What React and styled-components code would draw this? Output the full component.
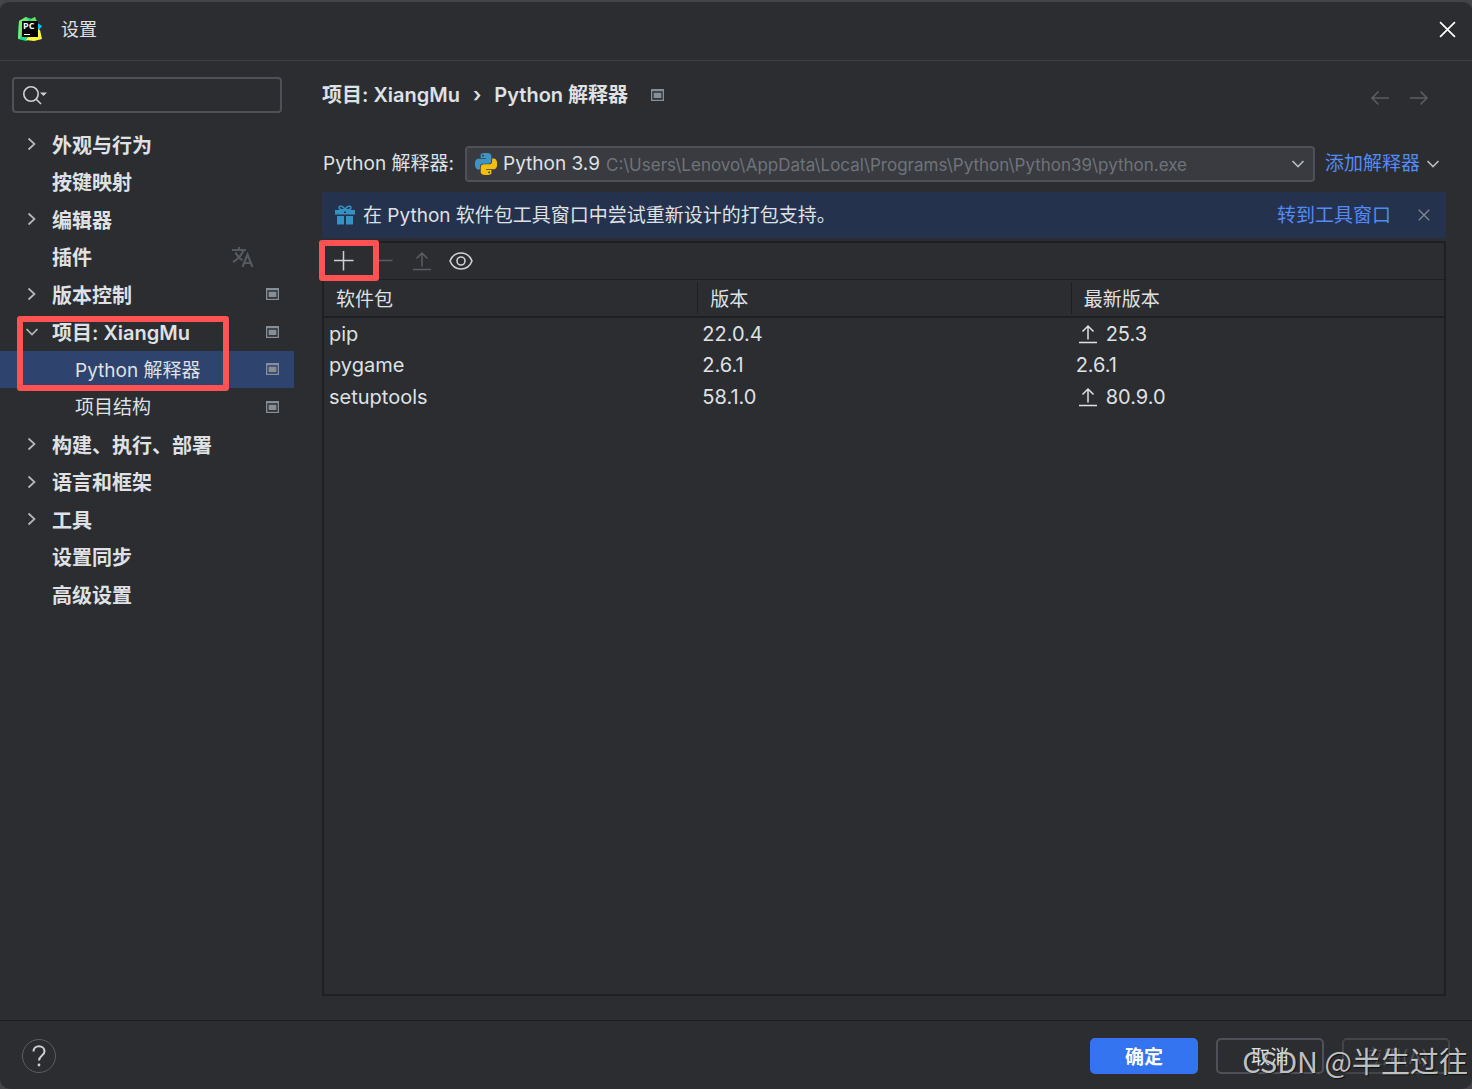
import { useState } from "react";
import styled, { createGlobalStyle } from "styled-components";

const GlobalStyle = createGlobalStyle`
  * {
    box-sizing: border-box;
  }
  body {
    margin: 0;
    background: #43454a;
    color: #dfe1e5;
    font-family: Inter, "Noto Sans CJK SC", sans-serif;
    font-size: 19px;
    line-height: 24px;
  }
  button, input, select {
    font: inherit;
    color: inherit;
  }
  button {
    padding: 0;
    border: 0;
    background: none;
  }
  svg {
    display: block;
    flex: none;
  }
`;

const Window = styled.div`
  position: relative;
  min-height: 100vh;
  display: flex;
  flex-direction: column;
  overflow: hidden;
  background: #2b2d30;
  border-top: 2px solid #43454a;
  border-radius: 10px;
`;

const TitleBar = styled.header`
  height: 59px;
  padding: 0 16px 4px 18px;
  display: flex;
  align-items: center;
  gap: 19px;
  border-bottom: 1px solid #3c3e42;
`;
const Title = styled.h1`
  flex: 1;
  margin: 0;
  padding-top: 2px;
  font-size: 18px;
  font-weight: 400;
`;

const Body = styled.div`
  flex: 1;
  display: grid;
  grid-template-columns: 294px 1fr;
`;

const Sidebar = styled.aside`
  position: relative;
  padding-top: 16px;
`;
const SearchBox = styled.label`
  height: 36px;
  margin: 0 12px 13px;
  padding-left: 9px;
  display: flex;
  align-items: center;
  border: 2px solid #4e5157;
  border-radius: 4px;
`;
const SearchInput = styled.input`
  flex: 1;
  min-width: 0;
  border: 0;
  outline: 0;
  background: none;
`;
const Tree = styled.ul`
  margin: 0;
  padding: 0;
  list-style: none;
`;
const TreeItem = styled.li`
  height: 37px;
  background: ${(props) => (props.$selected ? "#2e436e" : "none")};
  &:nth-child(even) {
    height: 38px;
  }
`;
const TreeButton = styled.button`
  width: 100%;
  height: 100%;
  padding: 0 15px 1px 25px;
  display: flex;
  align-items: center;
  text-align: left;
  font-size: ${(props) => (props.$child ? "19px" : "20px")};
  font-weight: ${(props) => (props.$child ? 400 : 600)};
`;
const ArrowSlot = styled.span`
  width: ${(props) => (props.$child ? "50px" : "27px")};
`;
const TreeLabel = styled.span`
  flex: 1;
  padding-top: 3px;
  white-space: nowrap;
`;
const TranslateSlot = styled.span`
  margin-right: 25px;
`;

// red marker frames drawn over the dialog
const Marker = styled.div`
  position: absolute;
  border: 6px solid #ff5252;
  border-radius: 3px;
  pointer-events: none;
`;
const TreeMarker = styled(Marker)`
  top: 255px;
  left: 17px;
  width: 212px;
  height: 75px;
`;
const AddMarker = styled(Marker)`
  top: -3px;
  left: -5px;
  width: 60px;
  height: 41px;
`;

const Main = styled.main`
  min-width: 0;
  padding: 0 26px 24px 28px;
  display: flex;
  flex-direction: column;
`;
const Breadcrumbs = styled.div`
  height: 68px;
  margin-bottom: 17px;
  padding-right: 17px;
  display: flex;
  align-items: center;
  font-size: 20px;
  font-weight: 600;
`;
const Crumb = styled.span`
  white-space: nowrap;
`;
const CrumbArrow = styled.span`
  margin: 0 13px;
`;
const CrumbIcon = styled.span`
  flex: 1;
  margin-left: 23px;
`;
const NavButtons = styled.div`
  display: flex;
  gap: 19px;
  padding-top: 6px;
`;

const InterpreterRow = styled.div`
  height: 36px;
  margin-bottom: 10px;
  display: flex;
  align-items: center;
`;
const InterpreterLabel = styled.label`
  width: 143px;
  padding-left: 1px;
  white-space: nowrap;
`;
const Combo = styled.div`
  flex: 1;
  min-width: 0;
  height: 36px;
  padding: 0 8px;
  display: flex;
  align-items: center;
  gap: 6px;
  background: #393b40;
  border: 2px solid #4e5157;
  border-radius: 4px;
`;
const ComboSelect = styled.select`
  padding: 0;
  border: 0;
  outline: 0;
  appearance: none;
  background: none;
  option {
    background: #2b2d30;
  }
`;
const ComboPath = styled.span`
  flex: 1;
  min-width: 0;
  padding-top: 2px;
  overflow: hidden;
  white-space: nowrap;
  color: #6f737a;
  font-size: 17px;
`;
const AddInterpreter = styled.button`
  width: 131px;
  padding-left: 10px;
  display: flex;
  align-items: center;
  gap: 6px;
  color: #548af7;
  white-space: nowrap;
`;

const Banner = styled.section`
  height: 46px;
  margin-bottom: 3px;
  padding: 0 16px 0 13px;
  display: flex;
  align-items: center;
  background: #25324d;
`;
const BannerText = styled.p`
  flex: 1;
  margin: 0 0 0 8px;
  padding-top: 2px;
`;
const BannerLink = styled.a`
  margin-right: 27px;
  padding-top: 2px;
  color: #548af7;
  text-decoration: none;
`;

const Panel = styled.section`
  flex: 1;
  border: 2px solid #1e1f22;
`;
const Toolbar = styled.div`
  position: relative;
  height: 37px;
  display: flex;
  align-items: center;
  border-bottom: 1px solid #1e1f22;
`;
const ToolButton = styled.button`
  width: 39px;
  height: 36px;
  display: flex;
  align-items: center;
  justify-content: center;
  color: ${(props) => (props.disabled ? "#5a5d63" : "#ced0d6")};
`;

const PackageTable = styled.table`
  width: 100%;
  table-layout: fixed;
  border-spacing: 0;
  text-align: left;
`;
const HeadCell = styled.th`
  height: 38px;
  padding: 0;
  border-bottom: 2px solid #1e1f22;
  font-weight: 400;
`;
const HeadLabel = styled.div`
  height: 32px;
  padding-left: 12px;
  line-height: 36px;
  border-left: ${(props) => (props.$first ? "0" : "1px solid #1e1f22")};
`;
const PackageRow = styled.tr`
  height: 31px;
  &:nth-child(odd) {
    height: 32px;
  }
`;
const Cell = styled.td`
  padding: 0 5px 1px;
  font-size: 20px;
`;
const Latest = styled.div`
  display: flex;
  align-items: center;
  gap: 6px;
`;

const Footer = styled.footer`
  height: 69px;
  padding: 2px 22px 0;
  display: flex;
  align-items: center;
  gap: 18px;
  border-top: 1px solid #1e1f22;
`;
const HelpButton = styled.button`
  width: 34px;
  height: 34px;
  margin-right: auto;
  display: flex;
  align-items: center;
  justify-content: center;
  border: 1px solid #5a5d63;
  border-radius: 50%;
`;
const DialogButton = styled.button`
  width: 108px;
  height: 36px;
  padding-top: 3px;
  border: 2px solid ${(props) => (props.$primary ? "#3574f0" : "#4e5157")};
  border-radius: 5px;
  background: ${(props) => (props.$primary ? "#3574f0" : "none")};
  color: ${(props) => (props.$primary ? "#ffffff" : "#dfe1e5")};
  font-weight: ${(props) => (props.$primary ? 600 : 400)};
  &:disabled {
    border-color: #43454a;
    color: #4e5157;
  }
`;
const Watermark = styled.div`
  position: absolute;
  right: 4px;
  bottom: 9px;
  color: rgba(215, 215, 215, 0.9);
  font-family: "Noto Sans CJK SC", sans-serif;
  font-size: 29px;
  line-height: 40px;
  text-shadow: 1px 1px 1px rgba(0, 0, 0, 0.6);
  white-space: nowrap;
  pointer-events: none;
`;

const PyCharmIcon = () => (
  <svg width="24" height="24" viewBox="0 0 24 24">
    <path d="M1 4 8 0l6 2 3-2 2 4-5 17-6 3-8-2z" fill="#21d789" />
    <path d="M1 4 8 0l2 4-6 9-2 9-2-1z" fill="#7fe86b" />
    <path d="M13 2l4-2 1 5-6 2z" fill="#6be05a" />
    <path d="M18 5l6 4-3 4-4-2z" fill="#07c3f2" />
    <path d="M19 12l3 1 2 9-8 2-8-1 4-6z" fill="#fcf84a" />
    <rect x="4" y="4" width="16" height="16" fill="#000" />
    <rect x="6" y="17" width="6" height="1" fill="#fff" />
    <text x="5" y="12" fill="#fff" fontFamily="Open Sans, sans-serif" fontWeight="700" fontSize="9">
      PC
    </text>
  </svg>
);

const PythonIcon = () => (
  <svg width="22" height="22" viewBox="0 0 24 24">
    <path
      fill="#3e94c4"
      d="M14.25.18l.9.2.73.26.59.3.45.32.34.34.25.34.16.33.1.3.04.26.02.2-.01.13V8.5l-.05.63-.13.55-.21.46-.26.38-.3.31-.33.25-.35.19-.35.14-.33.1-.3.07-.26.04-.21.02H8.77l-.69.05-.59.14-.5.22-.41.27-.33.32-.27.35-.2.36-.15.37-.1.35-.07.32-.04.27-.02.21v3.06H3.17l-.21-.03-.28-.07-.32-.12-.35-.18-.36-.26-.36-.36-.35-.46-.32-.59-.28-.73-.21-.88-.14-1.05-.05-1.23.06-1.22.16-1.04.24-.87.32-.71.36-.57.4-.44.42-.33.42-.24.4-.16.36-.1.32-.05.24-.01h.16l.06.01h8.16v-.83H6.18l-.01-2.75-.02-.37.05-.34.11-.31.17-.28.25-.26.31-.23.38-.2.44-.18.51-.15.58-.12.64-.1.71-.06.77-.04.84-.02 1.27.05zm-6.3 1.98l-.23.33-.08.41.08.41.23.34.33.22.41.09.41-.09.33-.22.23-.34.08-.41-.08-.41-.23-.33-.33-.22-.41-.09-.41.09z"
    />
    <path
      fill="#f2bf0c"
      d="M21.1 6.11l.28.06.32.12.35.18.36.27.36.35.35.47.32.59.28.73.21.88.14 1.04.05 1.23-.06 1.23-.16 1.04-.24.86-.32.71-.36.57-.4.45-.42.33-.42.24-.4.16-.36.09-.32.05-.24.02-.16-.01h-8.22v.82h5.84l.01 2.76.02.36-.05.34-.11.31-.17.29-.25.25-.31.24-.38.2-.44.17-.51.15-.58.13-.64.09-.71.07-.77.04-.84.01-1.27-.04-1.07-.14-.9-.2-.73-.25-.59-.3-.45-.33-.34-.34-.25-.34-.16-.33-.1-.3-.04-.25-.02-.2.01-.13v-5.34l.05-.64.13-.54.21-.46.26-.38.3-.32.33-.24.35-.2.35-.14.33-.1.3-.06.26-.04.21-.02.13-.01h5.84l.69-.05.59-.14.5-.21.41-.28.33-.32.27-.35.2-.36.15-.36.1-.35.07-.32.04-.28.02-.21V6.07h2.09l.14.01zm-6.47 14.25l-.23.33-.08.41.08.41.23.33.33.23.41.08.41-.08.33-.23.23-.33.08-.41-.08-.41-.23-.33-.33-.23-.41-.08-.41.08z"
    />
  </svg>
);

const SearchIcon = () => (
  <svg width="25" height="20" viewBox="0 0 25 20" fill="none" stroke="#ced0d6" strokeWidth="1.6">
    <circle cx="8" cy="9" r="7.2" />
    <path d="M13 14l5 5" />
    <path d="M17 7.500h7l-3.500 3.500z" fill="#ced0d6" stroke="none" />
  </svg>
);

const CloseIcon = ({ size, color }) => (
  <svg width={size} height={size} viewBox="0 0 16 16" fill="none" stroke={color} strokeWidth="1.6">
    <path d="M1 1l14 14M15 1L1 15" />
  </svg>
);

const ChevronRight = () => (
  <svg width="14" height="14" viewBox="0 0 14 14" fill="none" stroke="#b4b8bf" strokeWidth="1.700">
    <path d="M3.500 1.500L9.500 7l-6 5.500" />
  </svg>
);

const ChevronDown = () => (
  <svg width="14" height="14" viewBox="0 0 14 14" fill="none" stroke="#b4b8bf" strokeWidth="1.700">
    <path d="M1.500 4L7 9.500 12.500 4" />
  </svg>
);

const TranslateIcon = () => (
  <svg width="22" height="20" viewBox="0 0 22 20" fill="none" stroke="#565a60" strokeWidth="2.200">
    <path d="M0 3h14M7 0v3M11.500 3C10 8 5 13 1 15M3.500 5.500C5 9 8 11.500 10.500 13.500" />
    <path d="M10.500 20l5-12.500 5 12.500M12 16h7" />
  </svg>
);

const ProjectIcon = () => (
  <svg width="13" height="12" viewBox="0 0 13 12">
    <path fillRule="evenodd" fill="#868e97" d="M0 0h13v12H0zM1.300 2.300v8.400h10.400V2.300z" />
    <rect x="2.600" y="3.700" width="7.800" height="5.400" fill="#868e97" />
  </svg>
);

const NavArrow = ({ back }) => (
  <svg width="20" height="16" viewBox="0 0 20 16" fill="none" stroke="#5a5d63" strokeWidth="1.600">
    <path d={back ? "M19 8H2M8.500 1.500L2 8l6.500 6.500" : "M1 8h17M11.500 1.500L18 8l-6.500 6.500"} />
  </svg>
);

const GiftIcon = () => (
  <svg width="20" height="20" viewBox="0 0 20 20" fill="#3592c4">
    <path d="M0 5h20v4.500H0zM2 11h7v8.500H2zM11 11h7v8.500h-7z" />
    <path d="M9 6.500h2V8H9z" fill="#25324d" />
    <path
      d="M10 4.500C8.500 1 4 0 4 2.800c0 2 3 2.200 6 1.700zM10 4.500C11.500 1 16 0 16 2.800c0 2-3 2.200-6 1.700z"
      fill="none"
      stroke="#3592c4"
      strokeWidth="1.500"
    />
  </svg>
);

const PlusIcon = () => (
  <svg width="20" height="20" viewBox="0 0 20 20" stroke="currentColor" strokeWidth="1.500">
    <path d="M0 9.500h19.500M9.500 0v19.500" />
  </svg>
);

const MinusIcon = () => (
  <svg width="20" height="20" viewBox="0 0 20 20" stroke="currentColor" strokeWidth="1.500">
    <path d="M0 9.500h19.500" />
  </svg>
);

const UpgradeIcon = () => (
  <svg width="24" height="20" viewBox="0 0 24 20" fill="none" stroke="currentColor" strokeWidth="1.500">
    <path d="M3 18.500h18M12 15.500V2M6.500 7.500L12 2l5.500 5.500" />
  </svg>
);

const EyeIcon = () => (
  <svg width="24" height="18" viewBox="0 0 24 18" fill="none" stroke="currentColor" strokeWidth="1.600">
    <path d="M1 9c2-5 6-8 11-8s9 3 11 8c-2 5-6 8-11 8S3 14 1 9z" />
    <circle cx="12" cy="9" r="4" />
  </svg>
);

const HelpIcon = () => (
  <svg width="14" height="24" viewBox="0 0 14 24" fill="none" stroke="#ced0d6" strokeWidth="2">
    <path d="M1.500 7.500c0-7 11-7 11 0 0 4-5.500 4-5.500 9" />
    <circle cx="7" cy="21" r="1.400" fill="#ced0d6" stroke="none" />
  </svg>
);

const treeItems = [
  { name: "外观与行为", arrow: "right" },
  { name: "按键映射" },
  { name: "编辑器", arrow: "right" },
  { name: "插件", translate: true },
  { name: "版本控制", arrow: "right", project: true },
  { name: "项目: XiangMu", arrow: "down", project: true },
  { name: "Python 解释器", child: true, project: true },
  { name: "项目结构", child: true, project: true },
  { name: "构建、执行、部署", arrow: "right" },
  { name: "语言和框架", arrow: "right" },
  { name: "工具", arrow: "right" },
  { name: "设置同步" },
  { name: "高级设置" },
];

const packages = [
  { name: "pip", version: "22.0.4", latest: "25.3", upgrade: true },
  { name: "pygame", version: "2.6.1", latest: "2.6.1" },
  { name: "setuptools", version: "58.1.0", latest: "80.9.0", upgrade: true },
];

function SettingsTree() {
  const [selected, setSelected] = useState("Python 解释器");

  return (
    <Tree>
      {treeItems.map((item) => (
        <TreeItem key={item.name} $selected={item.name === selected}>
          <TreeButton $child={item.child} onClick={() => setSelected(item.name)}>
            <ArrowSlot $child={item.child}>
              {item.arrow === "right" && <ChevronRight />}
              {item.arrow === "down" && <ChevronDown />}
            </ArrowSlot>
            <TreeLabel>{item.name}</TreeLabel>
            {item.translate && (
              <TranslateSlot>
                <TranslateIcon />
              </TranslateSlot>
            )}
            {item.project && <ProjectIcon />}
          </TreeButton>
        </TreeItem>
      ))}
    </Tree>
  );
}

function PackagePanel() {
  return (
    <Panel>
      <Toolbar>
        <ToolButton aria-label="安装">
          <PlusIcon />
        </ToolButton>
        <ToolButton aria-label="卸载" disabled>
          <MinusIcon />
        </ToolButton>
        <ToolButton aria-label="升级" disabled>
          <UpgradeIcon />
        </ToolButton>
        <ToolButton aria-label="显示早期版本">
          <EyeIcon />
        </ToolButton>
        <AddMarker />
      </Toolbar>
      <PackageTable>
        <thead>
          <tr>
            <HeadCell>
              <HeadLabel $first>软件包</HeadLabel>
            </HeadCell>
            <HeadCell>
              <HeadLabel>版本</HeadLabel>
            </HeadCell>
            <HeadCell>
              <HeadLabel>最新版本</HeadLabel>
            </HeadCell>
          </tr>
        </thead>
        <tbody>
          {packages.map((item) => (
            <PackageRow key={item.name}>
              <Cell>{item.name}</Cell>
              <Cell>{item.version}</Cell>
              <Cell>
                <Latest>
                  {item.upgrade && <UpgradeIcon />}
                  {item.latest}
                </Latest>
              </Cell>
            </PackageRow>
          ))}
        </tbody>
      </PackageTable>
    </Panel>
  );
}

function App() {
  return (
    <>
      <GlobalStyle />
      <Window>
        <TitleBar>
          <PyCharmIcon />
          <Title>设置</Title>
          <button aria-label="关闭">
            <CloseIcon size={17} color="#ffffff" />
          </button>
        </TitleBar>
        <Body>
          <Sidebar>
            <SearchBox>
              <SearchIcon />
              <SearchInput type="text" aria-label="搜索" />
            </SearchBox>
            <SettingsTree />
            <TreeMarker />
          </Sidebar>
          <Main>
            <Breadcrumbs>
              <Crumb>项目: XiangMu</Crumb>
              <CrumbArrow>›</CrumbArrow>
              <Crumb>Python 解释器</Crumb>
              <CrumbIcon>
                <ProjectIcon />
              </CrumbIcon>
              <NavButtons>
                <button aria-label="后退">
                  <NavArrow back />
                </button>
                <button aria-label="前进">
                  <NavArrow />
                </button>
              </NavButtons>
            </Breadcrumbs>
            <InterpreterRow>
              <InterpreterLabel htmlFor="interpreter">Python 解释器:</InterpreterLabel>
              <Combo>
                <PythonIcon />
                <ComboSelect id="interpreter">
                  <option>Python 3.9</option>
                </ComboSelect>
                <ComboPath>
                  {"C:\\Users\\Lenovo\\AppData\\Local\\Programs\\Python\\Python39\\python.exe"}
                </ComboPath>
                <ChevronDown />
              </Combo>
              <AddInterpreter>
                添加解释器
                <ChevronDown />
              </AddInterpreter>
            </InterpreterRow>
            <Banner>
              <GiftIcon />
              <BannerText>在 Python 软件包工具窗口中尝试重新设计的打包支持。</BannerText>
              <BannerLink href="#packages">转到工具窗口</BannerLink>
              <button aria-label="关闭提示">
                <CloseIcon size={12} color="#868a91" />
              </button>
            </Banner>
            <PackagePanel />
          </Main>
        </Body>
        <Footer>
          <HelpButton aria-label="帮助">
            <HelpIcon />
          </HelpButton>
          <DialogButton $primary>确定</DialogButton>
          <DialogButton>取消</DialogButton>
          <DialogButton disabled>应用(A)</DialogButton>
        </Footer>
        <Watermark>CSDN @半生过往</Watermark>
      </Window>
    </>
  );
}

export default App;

Task requirements: From the data above, count the lines where "components" occurs and give that figure and nothing else.

Complete answer: 2